Ça signifie qu’entre Philippe Gilbert et Arnaud Démare, tu t’es ennuyé ?
J’ai eu un trou oui mais heureusement il y avait Yauheni Hutarovich qui avait de bons résultats avec nous. Heureusement qu’il était là pendant deux ans, avant que Vichot et Pinot arrivent. Et puis Arnaud.
Lever les bras ne te manque pas ?
Si tu arrives à vivre la victoire avec ton leader, c’est comme si tu gagnes toi-même, tu sais que tu y es pour quelque chose. Certains ont du mal à être équipiers pour essayer de continuer à lever les bras mais moi ça ne me dérange pas du tout.
Tu t’es bien remis de ta chute à Kuurne-Bruxelles-Kuurne ?
Avant le Kluisberg, Daniel Hoelgaard provoque la chute, involontairement, peut être une petite erreur de jeunesse à frotter plus que nécessaitre. Il tombe devant moi à 70 km/h. J’ai eu mal à la hanche, au coccyx, et toujours un peu aujourd’hui. Quand j’étais par terre, j’ai ressenti une grosse douleur, le choc m’a bien sonné. J’ai cru être bien touché mais ça va…
Tu aimes ton travail dans les classiques ?

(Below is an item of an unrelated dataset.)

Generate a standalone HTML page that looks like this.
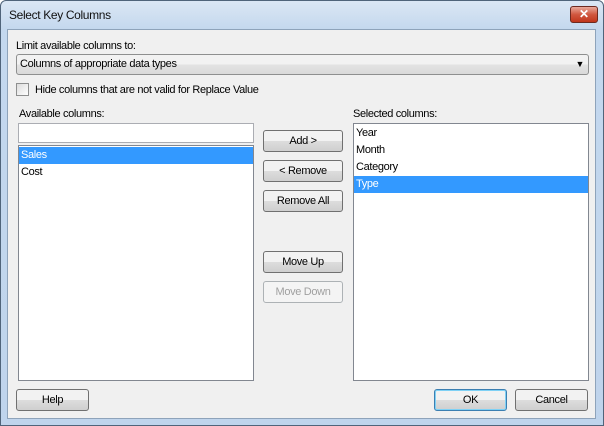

Je prends plus de plaisir dans les sprints parce que j’y suis meilleur. Si je dépose Arnaud à 175 mètres de la ligne d’arrivée, il y a 90% des chances de le voir gagner. Si je le place premier à l’entrée du Vieux Quarémont, il peut tout se passer. J’aime ces classiques mais le sprint c’est mieux. Quand je m’écarte et que je le vois gagner, c’est autre chose que dans une classique où c’est plus ingrat.
Quel est ton programme ?
Quasiment le même qu’Arnaud Démare, même si lui va courir un peu moins, en ne faisant pas les Trois Jours de La Panne mais comme lui je vais faire le Giro et pas le Tour. Ca me fait bizarre, mais c’est bien de le savoir tôt même si ça va à nouveau questionner les gens puisque je ne l’ai pas fait en 2015. Si tu fais le Giro à 100% en ayant ton pic de forme au mois de mai c’est compliqué de doubler. De toute façon, cette année dans le Tour ce sera tout pour Thibaut.